— Start of SOURCE MATERIAL —

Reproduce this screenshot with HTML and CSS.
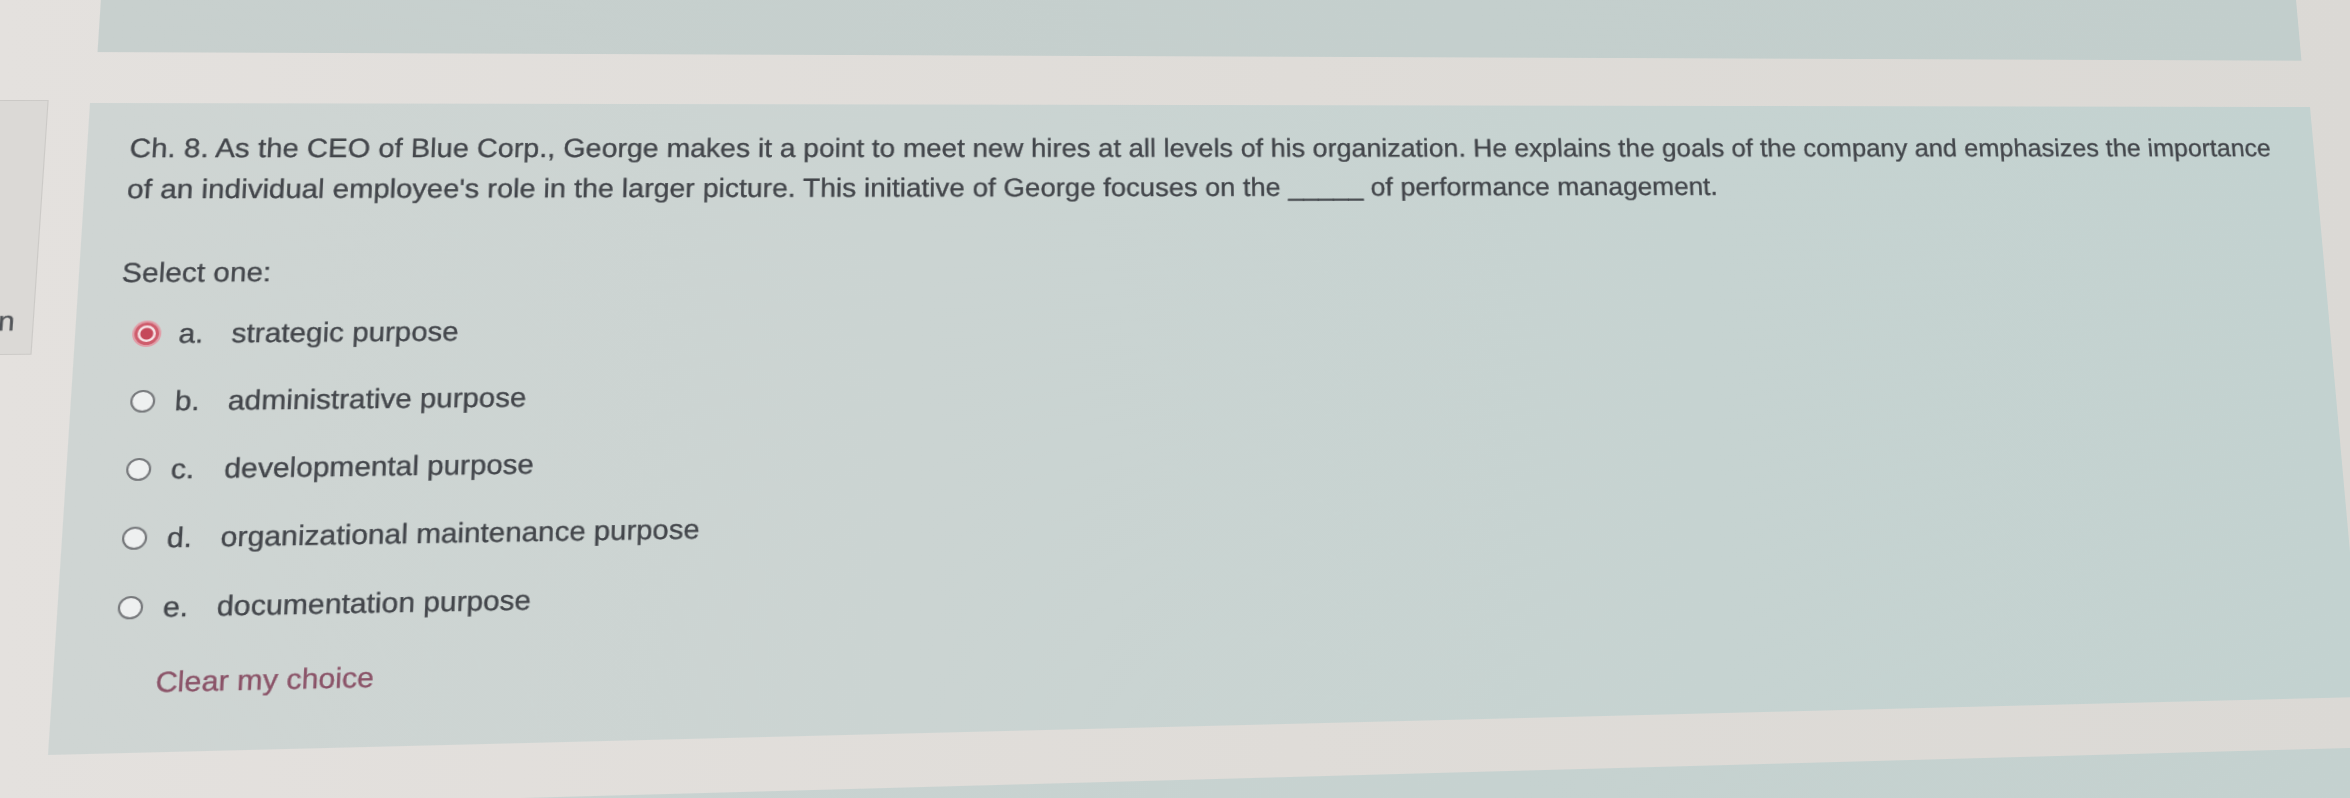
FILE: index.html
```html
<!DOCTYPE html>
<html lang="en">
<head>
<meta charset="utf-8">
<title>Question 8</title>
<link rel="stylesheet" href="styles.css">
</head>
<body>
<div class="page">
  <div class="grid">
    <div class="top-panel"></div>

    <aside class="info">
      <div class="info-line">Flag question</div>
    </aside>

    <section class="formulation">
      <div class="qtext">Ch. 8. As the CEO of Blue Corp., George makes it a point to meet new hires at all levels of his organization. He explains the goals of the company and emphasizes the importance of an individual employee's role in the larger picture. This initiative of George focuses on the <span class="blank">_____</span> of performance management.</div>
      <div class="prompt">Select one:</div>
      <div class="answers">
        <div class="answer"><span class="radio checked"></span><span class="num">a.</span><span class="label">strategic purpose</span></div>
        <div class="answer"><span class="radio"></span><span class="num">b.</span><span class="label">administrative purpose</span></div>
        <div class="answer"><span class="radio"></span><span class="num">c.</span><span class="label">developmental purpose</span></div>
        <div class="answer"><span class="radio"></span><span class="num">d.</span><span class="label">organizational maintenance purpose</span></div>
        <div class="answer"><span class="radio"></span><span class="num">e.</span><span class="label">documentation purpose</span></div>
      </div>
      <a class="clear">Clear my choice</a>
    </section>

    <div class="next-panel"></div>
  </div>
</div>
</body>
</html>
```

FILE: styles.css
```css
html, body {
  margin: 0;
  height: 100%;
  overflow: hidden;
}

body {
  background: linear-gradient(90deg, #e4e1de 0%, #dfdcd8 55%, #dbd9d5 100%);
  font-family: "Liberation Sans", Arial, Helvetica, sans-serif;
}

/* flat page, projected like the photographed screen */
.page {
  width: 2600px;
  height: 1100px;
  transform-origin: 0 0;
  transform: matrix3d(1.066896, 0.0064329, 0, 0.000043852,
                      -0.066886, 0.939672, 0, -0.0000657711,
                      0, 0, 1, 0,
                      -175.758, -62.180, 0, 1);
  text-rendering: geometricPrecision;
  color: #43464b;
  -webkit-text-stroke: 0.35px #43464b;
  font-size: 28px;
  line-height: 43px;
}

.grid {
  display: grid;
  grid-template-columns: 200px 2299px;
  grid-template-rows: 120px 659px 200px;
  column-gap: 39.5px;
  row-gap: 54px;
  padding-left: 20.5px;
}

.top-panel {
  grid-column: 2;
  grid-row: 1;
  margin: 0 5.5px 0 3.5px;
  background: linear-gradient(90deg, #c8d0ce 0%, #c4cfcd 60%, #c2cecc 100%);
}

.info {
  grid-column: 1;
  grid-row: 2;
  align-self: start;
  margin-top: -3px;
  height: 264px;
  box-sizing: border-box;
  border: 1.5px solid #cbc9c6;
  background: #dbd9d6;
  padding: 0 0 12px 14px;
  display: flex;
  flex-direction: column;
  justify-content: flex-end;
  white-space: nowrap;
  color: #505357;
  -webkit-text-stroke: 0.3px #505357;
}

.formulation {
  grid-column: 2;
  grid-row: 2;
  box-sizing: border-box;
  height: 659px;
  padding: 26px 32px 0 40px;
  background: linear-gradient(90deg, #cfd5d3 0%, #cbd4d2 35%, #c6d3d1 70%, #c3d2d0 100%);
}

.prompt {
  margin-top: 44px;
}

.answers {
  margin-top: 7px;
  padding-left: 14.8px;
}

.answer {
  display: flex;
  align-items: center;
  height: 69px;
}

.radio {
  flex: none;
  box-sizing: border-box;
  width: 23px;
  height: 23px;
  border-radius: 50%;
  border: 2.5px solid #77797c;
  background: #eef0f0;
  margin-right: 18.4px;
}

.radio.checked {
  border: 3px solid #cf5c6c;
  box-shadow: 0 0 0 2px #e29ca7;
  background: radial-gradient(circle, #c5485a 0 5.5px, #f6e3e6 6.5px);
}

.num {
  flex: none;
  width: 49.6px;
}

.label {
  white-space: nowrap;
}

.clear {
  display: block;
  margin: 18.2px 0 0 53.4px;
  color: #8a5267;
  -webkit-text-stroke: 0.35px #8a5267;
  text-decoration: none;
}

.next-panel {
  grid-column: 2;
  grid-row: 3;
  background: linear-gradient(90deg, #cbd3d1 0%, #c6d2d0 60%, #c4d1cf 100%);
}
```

— End of SOURCE MATERIAL —

- _REQUIREMENTS_: Return the whole listing, word for word, and leave out every picture.

- _WRITTEN SOLUTION_:
Reproduce this screenshot with HTML and CSS.
FILE: index.html
```html
<!DOCTYPE html>
<html lang="en">
<head>
<meta charset="utf-8">
<title>Question 8</title>
<link rel="stylesheet" href="styles.css">
</head>
<body>
<div class="page">
  <div class="grid">
    <div class="top-panel"></div>

    <aside class="info">
      <div class="info-line">Flag question</div>
    </aside>

    <section class="formulation">
      <div class="qtext">Ch. 8. As the CEO of Blue Corp., George makes it a point to meet new hires at all levels of his organization. He explains the goals of the company and emphasizes the importance of an individual employee's role in the larger picture. This initiative of George focuses on the <span class="blank">_____</span> of performance management.</div>
      <div class="prompt">Select one:</div>
      <div class="answers">
        <div class="answer"><span class="radio checked"></span><span class="num">a.</span><span class="label">strategic purpose</span></div>
        <div class="answer"><span class="radio"></span><span class="num">b.</span><span class="label">administrative purpose</span></div>
        <div class="answer"><span class="radio"></span><span class="num">c.</span><span class="label">developmental purpose</span></div>
        <div class="answer"><span class="radio"></span><span class="num">d.</span><span class="label">organizational maintenance purpose</span></div>
        <div class="answer"><span class="radio"></span><span class="num">e.</span><span class="label">documentation purpose</span></div>
      </div>
      <a class="clear">Clear my choice</a>
    </section>

    <div class="next-panel"></div>
  </div>
</div>
</body>
</html>
```

FILE: styles.css
```css
html, body {
  margin: 0;
  height: 100%;
  overflow: hidden;
}

body {
  background: linear-gradient(90deg, #e4e1de 0%, #dfdcd8 55%, #dbd9d5 100%);
  font-family: "Liberation Sans", Arial, Helvetica, sans-serif;
}

/* flat page, projected like the photographed screen */
.page {
  width: 2600px;
  height: 1100px;
  transform-origin: 0 0;
  transform: matrix3d(1.066896, 0.0064329, 0, 0.000043852,
                      -0.066886, 0.939672, 0, -0.0000657711,
                      0, 0, 1, 0,
                      -175.758, -62.180, 0, 1);
  text-rendering: geometricPrecision;
  color: #43464b;
  -webkit-text-stroke: 0.35px #43464b;
  font-size: 28px;
  line-height: 43px;
}

.grid {
  display: grid;
  grid-template-columns: 200px 2299px;
  grid-template-rows: 120px 659px 200px;
  column-gap: 39.5px;
  row-gap: 54px;
  padding-left: 20.5px;
}

.top-panel {
  grid-column: 2;
  grid-row: 1;
  margin: 0 5.5px 0 3.5px;
  background: linear-gradient(90deg, #c8d0ce 0%, #c4cfcd 60%, #c2cecc 100%);
}

.info {
  grid-column: 1;
  grid-row: 2;
  align-self: start;
  margin-top: -3px;
  height: 264px;
  box-sizing: border-box;
  border: 1.5px solid #cbc9c6;
  background: #dbd9d6;
  padding: 0 0 12px 14px;
  display: flex;
  flex-direction: column;
  justify-content: flex-end;
  white-space: nowrap;
  color: #505357;
  -webkit-text-stroke: 0.3px #505357;
}

.formulation {
  grid-column: 2;
  grid-row: 2;
  box-sizing: border-box;
  height: 659px;
  padding: 26px 32px 0 40px;
  background: linear-gradient(90deg, #cfd5d3 0%, #cbd4d2 35%, #c6d3d1 70%, #c3d2d0 100%);
}

.prompt {
  margin-top: 44px;
}

.answers {
  margin-top: 7px;
  padding-left: 14.8px;
}

.answer {
  display: flex;
  align-items: center;
  height: 69px;
}

.radio {
  flex: none;
  box-sizing: border-box;
  width: 23px;
  height: 23px;
  border-radius: 50%;
  border: 2.5px solid #77797c;
  background: #eef0f0;
  margin-right: 18.4px;
}

.radio.checked {
  border: 3px solid #cf5c6c;
  box-shadow: 0 0 0 2px #e29ca7;
  background: radial-gradient(circle, #c5485a 0 5.5px, #f6e3e6 6.5px);
}

.num {
  flex: none;
  width: 49.6px;
}

.label {
  white-space: nowrap;
}

.clear {
  display: block;
  margin: 18.2px 0 0 53.4px;
  color: #8a5267;
  -webkit-text-stroke: 0.35px #8a5267;
  text-decoration: none;
}

.next-panel {
  grid-column: 2;
  grid-row: 3;
  background: linear-gradient(90deg, #cbd3d1 0%, #c6d2d0 60%, #c4d1cf 100%);
}
```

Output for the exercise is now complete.